# What to work on:
Lines containing the string "TypeScript" are to be counted. Write only how many there are.

# Extracted material:
• • • •

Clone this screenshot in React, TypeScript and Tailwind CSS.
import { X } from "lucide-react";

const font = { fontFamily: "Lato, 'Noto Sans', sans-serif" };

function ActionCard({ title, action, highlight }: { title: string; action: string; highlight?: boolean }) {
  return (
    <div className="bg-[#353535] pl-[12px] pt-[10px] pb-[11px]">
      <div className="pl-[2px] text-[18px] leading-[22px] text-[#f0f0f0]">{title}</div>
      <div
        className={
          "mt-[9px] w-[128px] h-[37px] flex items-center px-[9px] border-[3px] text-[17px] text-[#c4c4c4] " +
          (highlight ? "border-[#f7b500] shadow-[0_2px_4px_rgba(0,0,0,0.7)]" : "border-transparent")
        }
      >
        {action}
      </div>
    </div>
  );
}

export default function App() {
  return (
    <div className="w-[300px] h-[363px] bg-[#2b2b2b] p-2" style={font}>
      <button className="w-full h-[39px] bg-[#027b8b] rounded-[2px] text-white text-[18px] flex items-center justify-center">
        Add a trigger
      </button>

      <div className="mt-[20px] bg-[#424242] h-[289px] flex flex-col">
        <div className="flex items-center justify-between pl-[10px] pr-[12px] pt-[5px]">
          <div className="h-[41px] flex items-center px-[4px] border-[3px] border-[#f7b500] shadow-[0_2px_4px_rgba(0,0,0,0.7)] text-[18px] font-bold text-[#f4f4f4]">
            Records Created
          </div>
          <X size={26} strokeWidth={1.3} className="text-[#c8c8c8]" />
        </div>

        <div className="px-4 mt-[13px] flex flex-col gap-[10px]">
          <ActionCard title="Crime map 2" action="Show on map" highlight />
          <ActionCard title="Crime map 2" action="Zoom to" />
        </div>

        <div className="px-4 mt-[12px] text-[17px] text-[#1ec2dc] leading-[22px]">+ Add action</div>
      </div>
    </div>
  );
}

• • • •

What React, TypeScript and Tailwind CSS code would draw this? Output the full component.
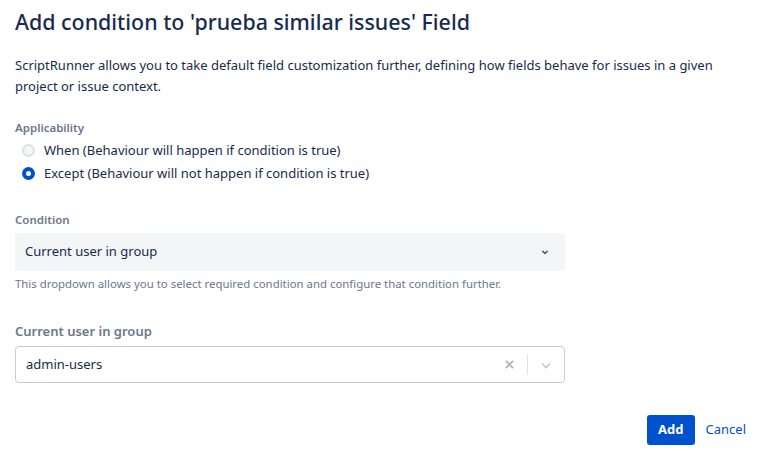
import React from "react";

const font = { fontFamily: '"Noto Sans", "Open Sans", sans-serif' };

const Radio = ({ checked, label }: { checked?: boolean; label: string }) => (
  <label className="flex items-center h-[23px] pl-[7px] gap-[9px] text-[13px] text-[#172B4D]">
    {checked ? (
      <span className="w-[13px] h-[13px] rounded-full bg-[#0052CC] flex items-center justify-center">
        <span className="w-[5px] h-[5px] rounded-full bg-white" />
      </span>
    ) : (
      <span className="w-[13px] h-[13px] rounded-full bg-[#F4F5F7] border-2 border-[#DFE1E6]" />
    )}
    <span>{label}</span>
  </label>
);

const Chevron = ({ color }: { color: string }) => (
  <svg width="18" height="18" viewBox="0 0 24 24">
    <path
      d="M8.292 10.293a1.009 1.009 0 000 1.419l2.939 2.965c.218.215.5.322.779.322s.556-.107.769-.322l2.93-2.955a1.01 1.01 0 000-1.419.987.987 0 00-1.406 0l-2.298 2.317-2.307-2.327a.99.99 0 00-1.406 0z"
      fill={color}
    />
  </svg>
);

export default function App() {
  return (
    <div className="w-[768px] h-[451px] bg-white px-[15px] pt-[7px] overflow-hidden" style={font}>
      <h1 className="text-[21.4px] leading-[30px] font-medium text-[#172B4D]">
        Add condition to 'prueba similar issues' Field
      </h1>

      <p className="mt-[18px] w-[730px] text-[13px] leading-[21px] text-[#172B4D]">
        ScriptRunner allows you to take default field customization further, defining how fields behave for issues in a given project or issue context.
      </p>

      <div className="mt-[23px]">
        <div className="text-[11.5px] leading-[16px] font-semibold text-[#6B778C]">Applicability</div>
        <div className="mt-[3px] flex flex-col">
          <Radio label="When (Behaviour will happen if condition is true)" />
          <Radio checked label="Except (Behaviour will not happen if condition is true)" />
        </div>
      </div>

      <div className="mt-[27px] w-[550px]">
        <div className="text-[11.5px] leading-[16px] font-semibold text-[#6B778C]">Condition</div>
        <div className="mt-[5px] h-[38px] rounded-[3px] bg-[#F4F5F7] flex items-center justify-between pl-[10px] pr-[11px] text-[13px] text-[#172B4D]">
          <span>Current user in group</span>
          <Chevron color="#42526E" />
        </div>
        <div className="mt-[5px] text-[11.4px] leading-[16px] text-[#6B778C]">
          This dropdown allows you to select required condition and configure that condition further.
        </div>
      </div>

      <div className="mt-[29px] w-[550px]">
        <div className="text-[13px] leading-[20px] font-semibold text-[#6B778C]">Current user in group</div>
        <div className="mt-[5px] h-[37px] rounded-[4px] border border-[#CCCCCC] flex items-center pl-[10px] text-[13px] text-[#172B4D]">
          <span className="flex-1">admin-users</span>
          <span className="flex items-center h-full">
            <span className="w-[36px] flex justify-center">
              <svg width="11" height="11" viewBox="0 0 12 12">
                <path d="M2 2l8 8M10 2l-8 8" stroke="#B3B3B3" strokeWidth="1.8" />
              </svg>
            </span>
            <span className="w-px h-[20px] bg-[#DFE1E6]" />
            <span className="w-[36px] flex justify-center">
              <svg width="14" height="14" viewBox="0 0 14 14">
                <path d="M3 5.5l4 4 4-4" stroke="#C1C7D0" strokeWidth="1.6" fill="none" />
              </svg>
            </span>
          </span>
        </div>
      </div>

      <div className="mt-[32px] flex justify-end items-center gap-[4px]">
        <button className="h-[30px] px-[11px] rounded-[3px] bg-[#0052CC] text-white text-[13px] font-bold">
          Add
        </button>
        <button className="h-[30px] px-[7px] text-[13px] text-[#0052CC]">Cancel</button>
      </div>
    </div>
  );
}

• • • •

# Answer below:
2